Code that builds pages
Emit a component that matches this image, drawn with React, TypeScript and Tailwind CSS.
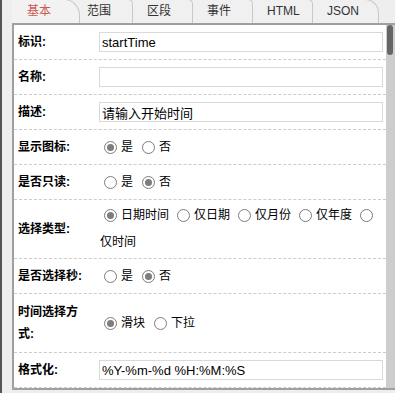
import React from "react";

const Radio = ({ checked }: { checked?: boolean }) => (
  <span className="ml-[5px] inline-flex h-[13px] w-[13px] shrink-0 items-center justify-center rounded-full border border-[#7d7d7d] bg-white">
    {checked && <span className="h-[7px] w-[7px] rounded-full bg-[#7d7d7d]" />}
  </span>
);

const Opt = ({ label, checked }: { label: string; checked?: boolean }) => (
  <span className="flex items-center">
    <Radio checked={checked} />
    <span className="ml-[4px] mr-[3px]">{label}</span>
  </span>
);

const Row = ({ label, tall, children }: { label: string; tall?: boolean; children: React.ReactNode }) => (
  <div className={tall ? "flex h-[59px] border-b border-dashed border-[#cccccc]" : "flex h-[35px] border-b border-dashed border-[#cccccc]"}>
    <div className="flex w-[79px] shrink-0 items-center pl-[4px] pr-[6px] text-[12px] font-bold leading-[22px] text-black">
      {label}
    </div>
    <div className="flex min-w-0 flex-1 items-center pl-[6px] pr-[3px] text-[12px] text-black">{children}</div>
  </div>
);

const Field = ({ value }: { value: string }) => (
  <input
    readOnly
    value={value}
    className="h-[20px] w-full border border-[#d9d9d9] bg-white px-[2px] text-[13px] text-black outline-none"
  />
);

const tabs = ["基本", "范围", "区段", "事件", "HTML", "JSON"];

export default function App() {
  return (
    <div className="flex h-[393px] w-[395px] overflow-hidden bg-[#eeeeee] font-['Liberation_Sans','Noto_Sans_CJK_SC',sans-serif]">
      <div className="w-[2px] shrink-0 bg-[#555555]" />
      <div className="ml-[10px] flex min-w-0 flex-1 flex-col">
        <div className="-mt-[1px] flex h-[24px] shrink-0">
          {tabs.map((t, i) => {
            if (i === 0)
              return (
                <div
                  key={t}
                  className="relative z-10 -mr-[7px] h-full w-[68px] shrink-0 rounded-tr-[16px] border-r border-t border-[#c8c8c8] bg-[#f2f2f2] pl-[15px] pt-[1px] text-[12px] leading-[20px] text-[#cf5a52]"
                >
                  {t}
                </div>
              );
            if (i === tabs.length - 1)
              return (
                <div
                  key={t}
                  className="h-full w-[66px] shrink-0 rounded-tr-[14px] border-r border-t border-[#c8c8c8] bg-[#f0f0f0] pl-[14px] pt-[1px] text-[12px] leading-[20px] text-[#333333]"
                >
                  {t}
                </div>
              );
            return (
              <div
                key={t}
                className="h-full w-[60px] shrink-0 rounded-tr-[5px] border-r border-t border-[#c8c8c8] bg-[#f0f0f0] pl-[14px] pt-[1px] text-[12px] leading-[20px] text-[#333333]"
              >
                {t}
              </div>
            );
          })}
        </div>
        <div className="flex shrink-0 border-b-2 border-l-2 border-t-2 border-[#a0a0a0] bg-white">
          <div className="min-w-0 flex-1">
            <Row label="标识:">
              <Field value="startTime" />
            </Row>
            <Row label="名称:">
              <Field value="" />
            </Row>
            <Row label="描述:">
              <Field value="请输入开始时间" />
            </Row>
            <Row label="显示图标:">
              <div className="flex items-center">
                <Opt label="是" checked />
                <span className="ml-[1px]" />
                <Opt label="否" />
              </div>
            </Row>
            <Row label="是否只读:">
              <div className="flex items-center">
                <Opt label="是" />
                <span className="ml-[1px]" />
                <Opt label="否" checked />
              </div>
            </Row>
            <Row label="选择类型:" tall>
              <div className="flex flex-col leading-[27px]">
                <div className="flex items-center">
                  <Opt label="日期时间" checked />
                  <Opt label="仅日期" />
                  <Opt label="仅月份" />
                  <Opt label="仅年度" />
                  <Radio />
                </div>
                <div className="pl-[1px]">仅时间</div>
              </div>
            </Row>
            <Row label="是否选择秒:">
              <div className="flex items-center">
                <Opt label="是" />
                <span className="ml-[1px]" />
                <Opt label="否" checked />
              </div>
            </Row>
            <Row label="时间选择方式:" tall>
              <div className="flex items-center">
                <Opt label="滑块" checked />
                <span className="ml-[1px]" />
                <Opt label="下拉" />
              </div>
            </Row>
            <Row label="格式化:">
              <Field value="%Y-%m-%d %H:%M:%S" />
            </Row>
          </div>
          <div className="w-[9px] shrink-0 bg-[#cdcdcd] pl-[1px]">
            <div className="h-[30px] w-[6px] rounded-[3px] bg-[#666666]" />
          </div>
        </div>
      </div>
    </div>
  );
}
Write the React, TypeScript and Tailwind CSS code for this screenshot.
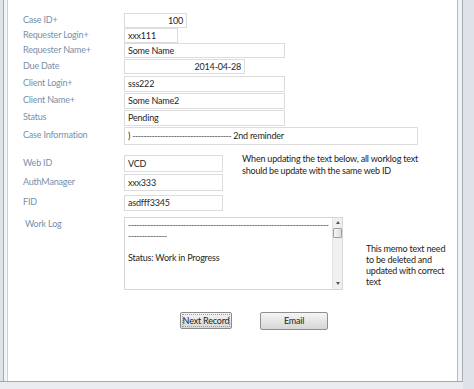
import React from "react";

type FieldProps = {
  label: string;
  value: React.ReactNode;
  rowClass: string;
  boxClass: string;
  alignRight?: boolean;
};

function Field({ label, value, rowClass, boxClass, alignRight }: FieldProps) {
  return (
    <div className={`flex items-center ${rowClass}`}>
      <div className="w-[101px] shrink-0 pb-[2px] text-[#7890a9] whitespace-nowrap">{label}</div>
      <div
        className={`h-full border border-[#dcdcdc] bg-white flex items-center px-[3px] text-[#262626] whitespace-nowrap overflow-hidden ${
          alignRight ? "justify-end" : ""
        } ${boxClass}`}
      >
        {value}
      </div>
    </div>
  );
}

const Dashes = ({ n }: { n: number }) => (
  <span className="tracking-[-0.6px] text-[#555]">{"-".repeat(n)}</span>
);

export default function App() {
  return (
    <div className="w-[474px] h-[389px] flex bg-[#e3e7ec] overflow-hidden font-['Lato','Liberation_Sans',sans-serif] text-[9px] leading-[12px] tracking-[-0.2px]">
      <div className="flex flex-col w-[463px]">
        <div className="flex flex-1 min-h-0">
          {/* left frame */}
          <div className="w-[3px] bg-[#dfe2e6]" />
          <div className="w-[1px] bg-[#a3a8ae]" />
          <div className="w-[3px] bg-[#f2f3f5]" />
          <div className="w-[1px] bg-[#cdd0d4]" />

          {/* form body */}
          <main className="flex-1 bg-white pl-[15px] flex flex-col">
            <Field label="Case ID+" value="100" rowClass="mt-[13px] h-[15px]" boxClass="w-[63px]" alignRight />
            <Field label="Requester Login+" value="xxx111" rowClass="h-[15px]" boxClass="w-[54px]" />
            <Field label="Requester Name+" value="Some Name" rowClass="h-[15px]" boxClass="w-[161px]" />
            <Field label="Due Date" value="2014-04-28" rowClass="mt-[1px] h-[15px]" boxClass="w-[121px]" alignRight />
            <Field label="Client Login+" value="sss222" rowClass="mt-[2px] h-[16px]" boxClass="w-[161px]" />
            <Field label="Client Name+" value="Some Name2" rowClass="mt-[1px] h-[16px]" boxClass="w-[161px]" />
            <Field label="Status" value="Pending" rowClass="mt-[1px] h-[16px]" boxClass="w-[161px]" />
            <Field
              label="Case Information"
              value={
                <>
                  )&nbsp;<Dashes n={36} />&nbsp;2nd reminder
                </>
              }
              rowClass="mt-[1px] h-[18px]"
              boxClass="w-[294px]"
            />

            <div className="flex mt-[10px]">
              <div className="flex flex-col">
                <Field label="Web ID" value="VCD" rowClass="h-[17px]" boxClass="w-[99px]" />
                <Field label="AuthManager" value="xxx333" rowClass="mt-[2px] h-[17px]" boxClass="w-[99px]" />
                <Field label="FID" value="asdfff3345" rowClass="mt-[4px] h-[16px]" boxClass="w-[99px]" />
              </div>
              <p className="ml-[19px] -mt-[2px] text-[#222] whitespace-nowrap">
                When updating the text below, all worklog text
                <br />
                should be update with the same web ID
              </p>
            </div>

            <div className="flex mt-[6px]">
              <div className="w-[101px] shrink-0 pl-[2px] pt-[1px] text-[#7890a9]">Work Log</div>
              <div className="w-[219px] h-[73px] border border-[#d6d6d6] bg-white flex">
                <div className="flex-1 min-w-0 pl-[3px] pt-[1px] leading-[11px] text-[#262626] overflow-hidden whitespace-nowrap">
                  <div>
                    <Dashes n={73} />
                  </div>
                  <div>
                    <Dashes n={14} />
                  </div>
                  <div>&nbsp;</div>
                  <div>Status: Work in Progress</div>
                </div>
                <div className="w-[10px] shrink-0 bg-[#f0f0f0] border-l border-[#e2e2e2] flex flex-col items-center">
                  <div className="mt-[3px] w-0 h-0 border-l-[2.5px] border-r-[2.5px] border-b-[3px] border-l-transparent border-r-transparent border-b-[#555]" />
                  <div className="mt-[4px] w-[9px] h-[10px] border border-[#a0a0a0] rounded-[1px] bg-gradient-to-r from-[#f6f6f6] to-[#dedede]" />
                  <div className="flex-1" />
                  <div className="mb-[4px] w-0 h-0 border-l-[2.5px] border-r-[2.5px] border-t-[3px] border-l-transparent border-r-transparent border-t-[#555]" />
                </div>
              </div>
              <p className="ml-[23px] mt-[26px] leading-[11px] text-[#222] whitespace-nowrap">
                This memo text need
                <br />
                to be deleted and
                <br />
                updated with correct
                <br />
                text
              </p>
            </div>

            <div className="flex items-start mt-[22px] pl-[157px] gap-[28px]">
              <button className="w-[52px] h-[17px] border border-[#8a8a8a] rounded-[2px] bg-gradient-to-b from-[#f4f4f4] to-[#d9d9d9] text-[#222] flex items-center justify-center p-[1px]">
                <span className="w-full h-full border border-dotted border-[#9a9a9a] flex items-center justify-center whitespace-nowrap">
                  Next Record
                </span>
              </button>
              <button className="w-[68px] h-[18px] border border-[#8f8f8f] rounded-[2px] bg-gradient-to-b from-[#f5f5f5] to-[#d6d6d6] text-[#222] flex items-center justify-center">
                Email
              </button>
            </div>
          </main>

          {/* right frame */}
          <div className="w-[1px] bg-[#b7bbc0]" />
          <div className="w-[4px] bg-[#f0f1f3]" />
          <div className="w-[1px] bg-[#a9aeb4]" />
        </div>
        <div className="h-[1px] bg-[#a3a8ae]" />
        <div className="h-[7px] bg-[#e9ebee]" />
      </div>
      <div className="flex-1 bg-[#dde2e8]" />
    </div>
  );
}
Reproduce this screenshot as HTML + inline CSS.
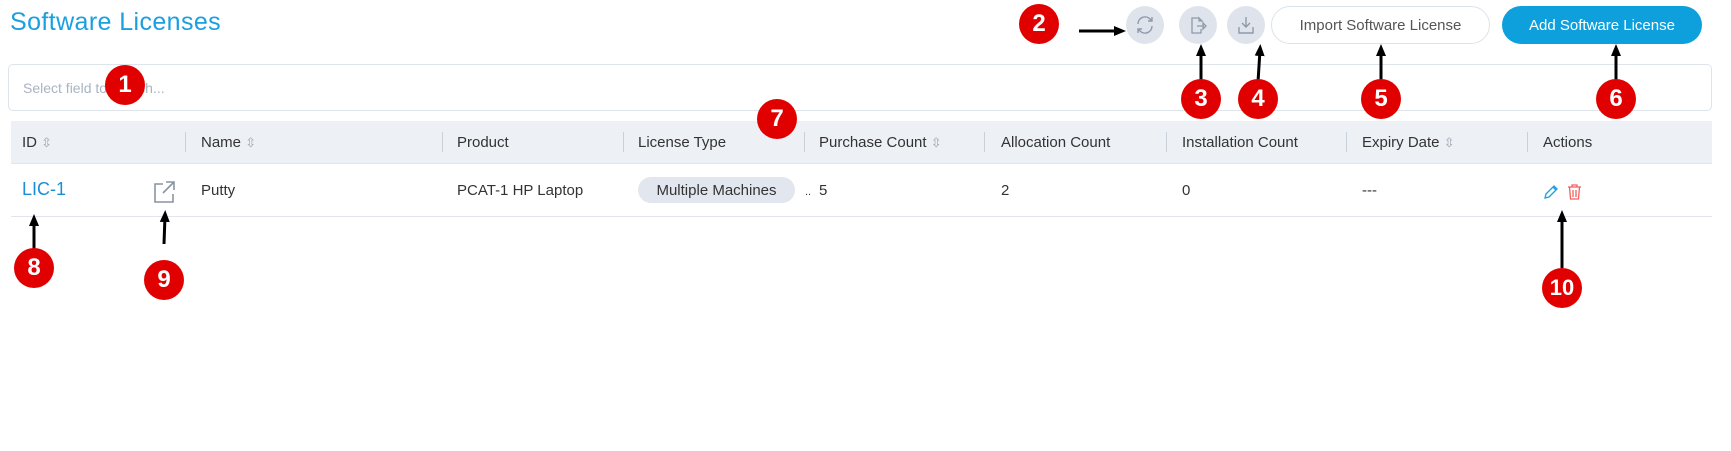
<!DOCTYPE html>
<html><head><meta charset="utf-8"><style>
*{box-sizing:border-box;margin:0;padding:0}
body{width:1731px;height:451px;background:#fff;font-family:"Liberation Sans",sans-serif;position:relative;overflow:hidden;color:#333}
.a{position:absolute}
.title{left:10px;top:8px;font-size:25px;color:#1a9fe0;letter-spacing:0.4px}
.circ{width:38px;height:38px;border-radius:50%;background:#dfe4ec;top:6px}
.btn{top:6px;height:38px;border-radius:19px;font-size:15px;display:flex;align-items:center;justify-content:center}
.search{left:8px;top:64px;width:1704px;height:47px;border:1px solid #dfe4ea;border-radius:5px}
.ph{left:23px;top:80px;font-size:14px;color:#a9b4c2}
.head{left:11px;top:121px;width:1701px;height:43px;background:#edf0f5;border-bottom:1px solid #e2e6ec}
.ht{top:134px;font-size:15px;color:#333}
.dv{top:132px;width:1px;height:20px;background:#c8d0da}
.rt{top:182px;font-size:15px;color:#333}
.rowb{left:11px;top:216px;width:1701px;height:1px;background:#e2e6ec}
.srt{font-size:13px;color:#a0a8b4}
.ann{width:40px;height:40px;border-radius:50%;background:#e00000;color:#fff;font-weight:bold;font-size:24px;display:flex;align-items:center;justify-content:center}
</style></head><body>
<div class="a title">Software Licenses</div>

<div class="a circ" style="left:1126px"><svg width="38" height="38" viewBox="0 0 38 38"><path d="M12 18a7 7 0 0 1 12-5l2 2M26 20a7 7 0 0 1-12 5l-2-2M26 11v4h-4M12 27v-4h4" fill="none" stroke="#8d99aa" stroke-width="1.4"/></svg></div>
<div class="a circ" style="left:1179px"><svg width="38" height="38" viewBox="0 0 38 38"><path d="M20 12h-7v15h9v-4M20 12l3 3h-3zM18 20h7M24 17l3 3-3 3z" fill="none" stroke="#8d99aa" stroke-width="1.3"/></svg></div>
<div class="a circ" style="left:1227px"><svg width="38" height="38" viewBox="0 0 38 38"><path d="M19 11v10M15 17l4 4 4-4M12 21v6h14v-6" fill="none" stroke="#8d99aa" stroke-width="1.4"/></svg></div>
<div class="a btn" style="left:1271px;width:219px;border:1px solid #dde3ea;background:#fff;color:#555">Import Software License</div>
<div class="a btn" style="left:1502px;width:200px;background:#0ea0dd;color:#fff">Add Software License</div>

<div class="a search"></div>
<div class="a ph">Select field to search...</div>

<div class="a head"></div>
<div class="a ht" style="left:22px">ID <span class="srt">⇳</span></div>
<div class="a dv" style="left:185px"></div>
<div class="a ht" style="left:201px">Name <span class="srt">⇳</span></div>
<div class="a dv" style="left:442px"></div>
<div class="a ht" style="left:457px">Product</div>
<div class="a dv" style="left:623px"></div>
<div class="a ht" style="left:638px">License Type</div>
<div class="a dv" style="left:804px"></div>
<div class="a ht" style="left:819px">Purchase Count <span class="srt">⇳</span></div>
<div class="a dv" style="left:984px"></div>
<div class="a ht" style="left:1001px">Allocation Count</div>
<div class="a dv" style="left:1166px"></div>
<div class="a ht" style="left:1182px">Installation Count</div>
<div class="a dv" style="left:1346px"></div>
<div class="a ht" style="left:1362px">Expiry Date <span class="srt">⇳</span></div>
<div class="a dv" style="left:1527px"></div>
<div class="a ht" style="left:1543px">Actions</div>

<div class="a" style="left:22px;top:179px;font-size:18px;color:#1a8fd6">LIC-1</div>
<svg class="a" style="left:152px;top:180px" width="26" height="24" viewBox="0 0 26 24"><path d="M11 4H3v18h18v-8M14 2h8v8M22 2L11 13" fill="none" stroke="#8a94a3" stroke-width="1.6"/></svg>
<div class="a rt" style="left:201px">Putty</div>
<div class="a rt" style="left:457px">PCAT-1 HP Laptop</div>
<div class="a" style="left:638px;top:177px;width:157px;height:26px;border-radius:13px;background:#e2e6ee;font-size:15px;color:#333;display:flex;align-items:center;justify-content:center">Multiple Machines</div>
<div class="a rt" style="left:805px;font-size:11px;top:186px">..</div>
<div class="a rt" style="left:819px">5</div>
<div class="a rt" style="left:1001px">2</div>
<div class="a rt" style="left:1182px">0</div>
<div class="a rt" style="left:1362px">---</div>
<svg class="a" style="left:1543px;top:184px" width="16" height="16" viewBox="0 0 16 16"><path d="M2 14l1-4 8-8 3 3-8 8zM10 3l3 3" fill="none" stroke="#1a9fe0" stroke-width="1.3"/></svg>
<svg class="a" style="left:1567px;top:184px" width="15" height="16" viewBox="0 0 15 16"><path d="M1 3h13M5 3V1h5v2M2.5 3l1 12h8l1-12M6 6v7M9 6v7" fill="none" stroke="#f06060" stroke-width="1.3"/></svg>
<div class="a rowb"></div>

<svg class="a" style="left:0;top:0" width="1731" height="451" viewBox="0 0 1731 451">
<defs><marker id="m" markerUnits="userSpaceOnUse" markerWidth="12" markerHeight="12" refX="6" refY="6" orient="auto"><path d="M0 1L12 6L0 11z" fill="#000"/></marker></defs>
<g stroke="#000" stroke-width="3" marker-end="url(#m)">
<line x1="1079" y1="31" x2="1120" y2="31"/>
<line x1="1201" y1="82" x2="1201" y2="50"/>
<line x1="1258" y1="82" x2="1260" y2="50"/>
<line x1="1381" y1="82" x2="1381" y2="50"/>
<line x1="1616" y1="82" x2="1616" y2="50"/>
<line x1="34" y1="250" x2="34" y2="220"/>
<line x1="164" y1="244" x2="165" y2="216"/>
<line x1="1562" y1="268" x2="1562" y2="216"/>
</g></svg>
<div class="a ann" style="left:105px;top:65px">1</div>
<div class="a ann" style="left:1019px;top:4px">2</div>
<div class="a ann" style="left:1181px;top:79px">3</div>
<div class="a ann" style="left:1238px;top:79px">4</div>
<div class="a ann" style="left:1361px;top:79px">5</div>
<div class="a ann" style="left:1596px;top:79px">6</div>
<div class="a ann" style="left:757px;top:99px">7</div>
<div class="a ann" style="left:14px;top:248px">8</div>
<div class="a ann" style="left:144px;top:260px">9</div>
<div class="a ann" style="left:1542px;top:268px;font-size:22px">10</div>
</body></html>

● What you are asked to do: Work out how many lines in the entries hold the string "TypeScript". Your answer should consist solely of that number.

● Complete response: 2